One night, almost a year after his father’s death, he was awoken by someone pulling his hair. It was not his uncle – he was snoring as hard as everyday –but someone else. He looked up and saw; it was a woman’s hand coming from the window directly above the bed. Soon enough he realized it; it was his mother’s hand! In a thunder he stood up on the bed to see his mother face to face. It was the best moment of his life. She was back, his mother; his loving, caring, sacrificing mother; his only friend in the entire world. She reached out to him and pulled him out of the window that opened towards the main road. Off they ran. They hid, they travelled, they did everything that could take them farther from that house. Later on, they settled at the outskirts of the city. His mother became a maasi and Loo went along with her house to house as a helping hand.
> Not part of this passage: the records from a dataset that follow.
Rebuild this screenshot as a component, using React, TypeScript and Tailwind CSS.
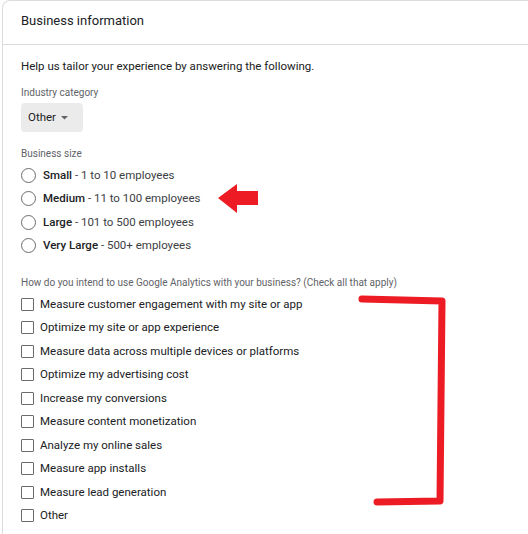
import React from "react";

const sizes = [
  { b: "Small", r: " - 1 to 10 employees" },
  { b: "Medium", r: " - 11 to 100 employees" },
  { b: "Large", r: " - 101 to 500 employees" },
  { b: "Very Large", r: " - 500+ employees" },
];

const uses = [
  "Measure customer engagement with my site or app",
  "Optimize my site or app experience",
  "Measure data across multiple devices or platforms",
  "Optimize my advertising cost",
  "Increase my conversions",
  "Measure content monetization",
  "Analyze my online sales",
  "Measure app installs",
  "Measure lead generation",
  "Other",
];

export default function App() {
  return (
    <div className="relative w-[528px] h-[534px] overflow-hidden bg-white font-['Roboto',sans-serif] text-[#202124]">
      <div className="ml-[2px] h-full border-l border-t border-[#dadce0] rounded-tl-[8px]">
        <div className="h-[44px] border-b border-[#dadce0] pl-[18px] pt-[11px] text-[13px] leading-[18px]">
          Business information
        </div>
        <div className="pl-[18px] pt-[14px]">
          <div className="text-[11.5px] leading-[14px]">
            Help us tailor your experience by answering the following.
          </div>
          <div className="mt-[14px] text-[10px] leading-[12px] text-[#5f6368]">
            Industry category
          </div>
          <div className="mt-[4px] flex items-center w-[62px] h-[29px] rounded-[4px] bg-[#ebebeb] pl-[7px] text-[11.5px]">
            Other
            <svg width="7" height="4" viewBox="0 0 7 4" className="ml-[5px]">
              <path d="M0 0 L7 0 L3.5 3.5 Z" fill="#5f6368" />
            </svg>
          </div>
          <div className="mt-[16px] text-[10px] leading-[12px] text-[#5f6368]">
            Business size
          </div>
          <div className="mt-[4px] flex flex-col">
            {sizes.map((s) => (
              <div key={s.b} className="flex items-center h-[23.3px]">
                <span className="w-[15px] h-[15px] rounded-full border border-[#6b6b6b] bg-white" />
                <span className="ml-[7px] text-[11.5px]">
                  <span className="font-medium">{s.b}</span>
                  <span className="text-[#3c4043]">{s.r}</span>
                </span>
              </div>
            ))}
          </div>
          <div className="mt-[19.5px] text-[10px] leading-[12px] text-[#5f6368]">
            How do you intend to use Google Analytics with your business? (Check all that apply)
          </div>
          <div className="mt-[4px] flex flex-col">
            {uses.map((u) => (
              <div key={u} className="flex items-center h-[23.5px]">
                <span className="w-[13px] h-[13px] rounded-[1px] border border-[#6b6b6b] bg-white" />
                <span className="ml-[6px] text-[11.5px]">{u}</span>
              </div>
            ))}
          </div>
        </div>
      </div>
      <svg className="absolute left-0 top-0 pointer-events-none" width="528" height="534" viewBox="0 0 528 534">
        <polygon points="218,198 237,184 237,191 258,191 258,205 237,205 237,213" fill="#ed1c24" />
        <path
          d="M362 299 L442 301 L440 501 L377 502"
          fill="none"
          stroke="#ed1c24"
          strokeWidth="7"
          strokeLinecap="round"
          strokeLinejoin="round"
        />
      </svg>
    </div>
  );
}
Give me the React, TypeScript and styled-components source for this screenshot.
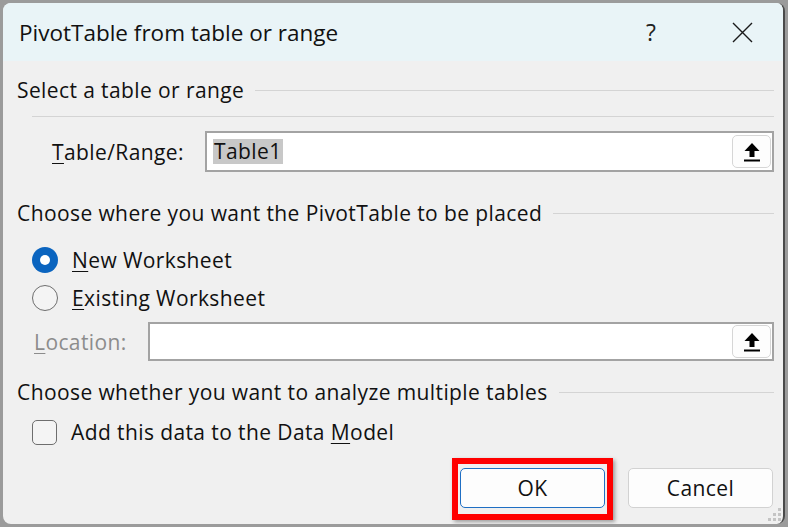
import React from "react";
import styled, { createGlobalStyle } from "styled-components";

const GlobalStyle = createGlobalStyle`
  html, body {
    margin: 0;
    padding: 0;
    background: #9b9b9b;
  }
  body {
    font-family: "Open Sans", "Noto Sans", "Liberation Sans", sans-serif;
  }
`;

const Frame = styled.div`
  width: 788px;
  height: 527px;
  box-sizing: border-box;
  padding: 3px;
  background: #9b9b9b;
  display: flex;
`;

const Dialog = styled.div`
  position: relative;
  flex: 1;
  display: flex;
  flex-direction: column;
  background: #f0f0f0;
  border-radius: 8px;
  border-right: 2px solid #4a4a4a;
  overflow: hidden;
`;

const TitleBar = styled.div`
  height: 58px;
  display: flex;
  align-items: center;
  background: #e9f4f7;
  padding-left: 16px;
  padding-right: 11px;
`;

const Title = styled.div`
  flex: 1;
  font-size: 22.5px;
  color: #111;
`;

const TitleButton = styled.div<{ $w: number; $ml?: number }>`
  width: ${(p) => p.$w}px;
  margin-left: ${(p) => p.$ml ?? 0}px;
  display: flex;
  align-items: center;
  justify-content: center;
  font-size: 23px;
  color: #222;
`;

const Body = styled.div`
  display: flex;
  flex-direction: column;
  padding: 0 9px 0 14px;
  font-size: 21px;
  letter-spacing: 0.4px;
  color: #111;
`;

const GroupHeading = styled.div<{ $mt: number }>`
  display: flex;
  align-items: center;
  gap: 11px;
  height: 28px;
  margin-top: ${(p) => p.$mt}px;
  &::after {
    content: "";
    flex: 1;
    height: 1px;
    background: #d4d4d4;
  }
`;

const Divider = styled.div`
  height: 1px;
  background: #d4d4d4;
  margin: 12px 0 0 15px;
`;

const FieldRow = styled.div<{ $mt: number; $h: number }>`
  display: flex;
  align-items: center;
  margin-top: ${(p) => p.$mt}px;
  height: ${(p) => p.$h}px;
`;

const FieldLabel = styled.div<{ $w: number; $pl: number; $muted?: boolean }>`
  width: ${(p) => p.$w}px;
  padding-left: ${(p) => p.$pl}px;
  box-sizing: border-box;
  color: ${(p) => (p.$muted ? "#8c8c8c" : "#111")};
`;

const Key = styled.span`
  text-decoration: underline;
  text-decoration-thickness: 1px;
  text-underline-offset: 3px;
`;

const InputBox = styled.div`
  flex: 1;
  height: 100%;
  box-sizing: border-box;
  border: 2px solid #a3a3a3;
  background: #fff;
  display: flex;
  align-items: center;
  padding: 0 1px 0 6px;
`;

const Selected = styled.span`
  background: #c8c8c8;
  color: #111;
  line-height: 25px;
  padding: 0 1px;
`;

const Spacer = styled.div`
  flex: 1;
`;

const RefButton = styled.div`
  width: 39px;
  height: 33px;
  box-sizing: border-box;
  border: 1px solid #d6d6d6;
  border-radius: 5px;
  background: #fdfdfd;
  display: flex;
  align-items: center;
  justify-content: center;
`;

const OptionRow = styled.label<{ $mt: number }>`
  display: flex;
  align-items: center;
  gap: 14px;
  height: 34px;
  margin-top: ${(p) => p.$mt}px;
  padding-left: 15px;
`;

const Radio = styled.span<{ $on?: boolean }>`
  width: 26px;
  height: 26px;
  box-sizing: border-box;
  border-radius: 50%;
  display: flex;
  align-items: center;
  justify-content: center;
  background: ${(p) => (p.$on ? "#0a64bf" : "#f4f4f4")};
  border: ${(p) => (p.$on ? "none" : "1.5px solid #6e6e6e")};
  &::after {
    content: "";
    display: ${(p) => (p.$on ? "block" : "none")};
    width: 10px;
    height: 10px;
    border-radius: 50%;
    background: #fff;
  }
`;

const Checkbox = styled.span`
  width: 25px;
  height: 25px;
  box-sizing: border-box;
  border-radius: 5px;
  border: 1.5px solid #6e6e6e;
  background: #f4f4f4;
`;

const ButtonRow = styled.div`
  display: flex;
  justify-content: flex-end;
  gap: 23px;
  margin-top: 19px;
  padding-right: 1px;
`;

const Button = styled.button<{ $primary?: boolean }>`
  position: relative;
  width: 145px;
  height: 40px;
  box-sizing: border-box;
  border-radius: 5px;
  background: #fdfdfd;
  border: 1px solid ${(p) => (p.$primary ? "#1f6fc4" : "#d2d2d2")};
  font-family: inherit;
  font-size: 21px;
  letter-spacing: 0.4px;
  color: #111;
  padding: 0;
`;

const Highlight = styled.span`
  position: absolute;
  top: -11px;
  bottom: -13px;
  left: -9px;
  right: -9px;
  border: 6px solid #ff0000;
  box-shadow: 2px 2px 4px rgba(0, 0, 0, 0.35);
  pointer-events: none;
`;

const Grip = styled.div`
  position: absolute;
  right: 2px;
  bottom: 3px;
  display: grid;
  grid-template-columns: repeat(3, 3px);
  gap: 2px;
  & span {
    width: 3px;
    height: 3px;
    background: #c4c4c4;
  }
`;

const UploadIcon = () => (
  <svg width="18" height="20" viewBox="0 0 18 20">
    <path d="M9 1 L16.5 9 L11.5 9 L11.5 15 L6.5 15 L6.5 9 L1.5 9 Z" fill="#000" />
    <rect x="1" y="17.5" width="16" height="2" fill="#000" />
  </svg>
);

const CloseIcon = () => (
  <svg width="21" height="21" viewBox="0 0 21 21">
    <path d="M1 1 L20 20 M20 1 L1 20" stroke="#1a1a1a" strokeWidth="1.4" />
  </svg>
);

const App: React.FC = () => {
  return (
    <Frame>
      <GlobalStyle />
      <Dialog>
        <TitleBar>
          <Title>PivotTable from table or range</Title>
          <TitleButton $w={30}>?</TitleButton>
          <TitleButton $w={60} $ml={46}>
            <CloseIcon />
          </TitleButton>
        </TitleBar>
        <Body>
          <GroupHeading $mt={15}>Select a table or range</GroupHeading>
          <Divider />
          <FieldRow $mt={14} $h={41}>
            <FieldLabel $w={188} $pl={35}>
              <Key>T</Key>able/Range:
            </FieldLabel>
            <InputBox>
              <Selected>Table1</Selected>
              <Spacer />
              <RefButton>
                <UploadIcon />
              </RefButton>
            </InputBox>
          </FieldRow>
          <GroupHeading $mt={27}>
            Choose where you want the PivotTable to be placed
          </GroupHeading>
          <OptionRow $mt={16}>
            <Radio $on />
            <span>
              <Key>N</Key>ew Worksheet
            </span>
          </OptionRow>
          <OptionRow $mt={4}>
            <Radio />
            <span>
              <Key>E</Key>xisting Worksheet
            </span>
          </OptionRow>
          <FieldRow $mt={7} $h={39}>
            <FieldLabel $w={131} $pl={17} $muted>
              <Key>L</Key>ocation:
            </FieldLabel>
            <InputBox>
              <Spacer />
              <RefButton>
                <UploadIcon />
              </RefButton>
            </InputBox>
          </FieldRow>
          <GroupHeading $mt={17}>
            Choose whether you want to analyze multiple tables
          </GroupHeading>
          <OptionRow $mt={9}>
            <Checkbox />
            <span>
              Add this data to the Data <Key>M</Key>odel
            </span>
          </OptionRow>
          <ButtonRow>
            <Button $primary>
              OK
              <Highlight />
            </Button>
            <Button>Cancel</Button>
          </ButtonRow>
        </Body>
        <Grip>
          <span style={{ gridColumn: 3 }} />
          <span style={{ gridColumn: 2 }} />
          <span />
          <span />
          <span />
          <span />
        </Grip>
      </Dialog>
    </Frame>
  );
};

export default App;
Today, three years later, his mother falls severely ill. She has a high fever. She has had it for a few days and it has kept increasing. Loo goes to the neighbourhood’s doctor, explains his mother’s condition and exchanges a hundred rupee note for a prescription. The doctor tells him that she should immediately be treated or it will be too late while the pharmacist asks him to get seven hundred rupees first to get the drugs. Seven hundred rupees! It is the last day of the month and the hundred rupees he paid the doctor with was all that was there in his mother’s gullak. He runs off to the aunties whom his mother works for but they shoo him off and scold him for not turning up for the past couple of days. He goes to his neighbours but they turnout to be almost as penniless as himself.
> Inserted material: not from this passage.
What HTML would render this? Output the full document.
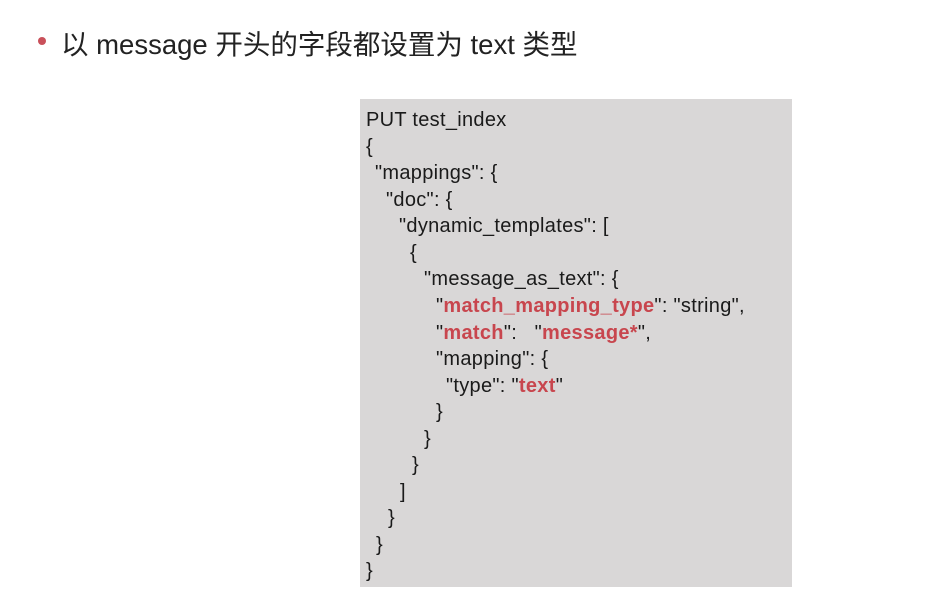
<!DOCTYPE html>
<html><head><meta charset="utf-8"><style>
body{margin:0;width:934px;height:603px;background:#fff;position:relative;overflow:hidden;font-family:"Liberation Sans","Noto Sans CJK SC",sans-serif;}
.t{position:absolute;left:61px;top:22px;font-size:27.5px;color:#222;white-space:nowrap;}
.b{position:absolute;left:38px;top:37px;width:8px;height:8px;border-radius:50%;background:#c9505a;}
.box{position:absolute;left:360px;top:99px;width:432px;height:488px;background:#d9d7d7;}
.l{position:absolute;font-size:20px;letter-spacing:0.3px;color:#1a1a1a;white-space:nowrap;line-height:22px;margin-top:2px;}
.r{color:#c8464e;font-weight:bold;}
</style></head><body>
<div class="b"></div>
<div class="t">以 message 开头的字段都设置为 text 类型</div>
<div class="box"></div>
<div class="l" style="left:366px;top:107px">PUT test_index</div>
<div class="l" style="left:366px;top:134px">{</div>
<div class="l" style="left:375px;top:160px">"mappings": {</div>
<div class="l" style="left:386px;top:187px">"doc": {</div>
<div class="l" style="left:399px;top:213px">"dynamic_templates": [</div>
<div class="l" style="left:410px;top:240px">{</div>
<div class="l" style="left:424px;top:266px">"message_as_text": {</div>
<div class="l" style="left:436px;top:293px">"<span class="r">match_mapping_type</span>": "string",</div>
<div class="l" style="left:436px;top:320px">"<span class="r">match</span>": &nbsp;&nbsp;"<span class="r">message*</span>",</div>
<div class="l" style="left:436px;top:346px">"mapping": {</div>
<div class="l" style="left:446px;top:373px">"type": "<span class="r">text</span>"</div>
<div class="l" style="left:436px;top:399px">}</div>
<div class="l" style="left:424px;top:426px">}</div>
<div class="l" style="left:412px;top:452px">}</div>
<div class="l" style="left:400px;top:479px">]</div>
<div class="l" style="left:388px;top:505px">}</div>
<div class="l" style="left:376px;top:532px">}</div>
<div class="l" style="left:366px;top:558px">}</div>
</body></html>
He feels the same emotions as Boo’s –hunger, fear and desperation –just in a different way. Hunger for something as essential as medicine for his mother; fear that failure to get the medicine might result in something he can not bare to imagine; desperation because time is running out with each breath. These emotions lead him to Damn Road’s signal, somewhere his father had once given fifty rupees to a beggar just because the beggar had told him how sick his mother was and that he needed money for her drugs.

He stands there at the signal. Each time the cars stop he begs by them. Hours and hours pass but he doesn’t come across one pitying person. Tears well up in his eyes, his mind panics and his body grows numb. The signal stops again. He goes to this really big car and tries his luck for the umpteenth time. The posh-looking man on the driver’s seat ignores him and starts talking to the lady on the passenger seat. Loo notices it’s him he is talking about. The man tells the woman how these professional beggars are controlled by mafias and that giving them alms is like a crime in itself. Loo turns back to him and tells him how he is not a professional, showing him the prescription slip. The man says the slip proves his being a professional even more.

Loo comes back home empty handed to find his life too has gone empty forever.

I wish there was a tool I could use to recognize Boos and Loos at the signals I stop at.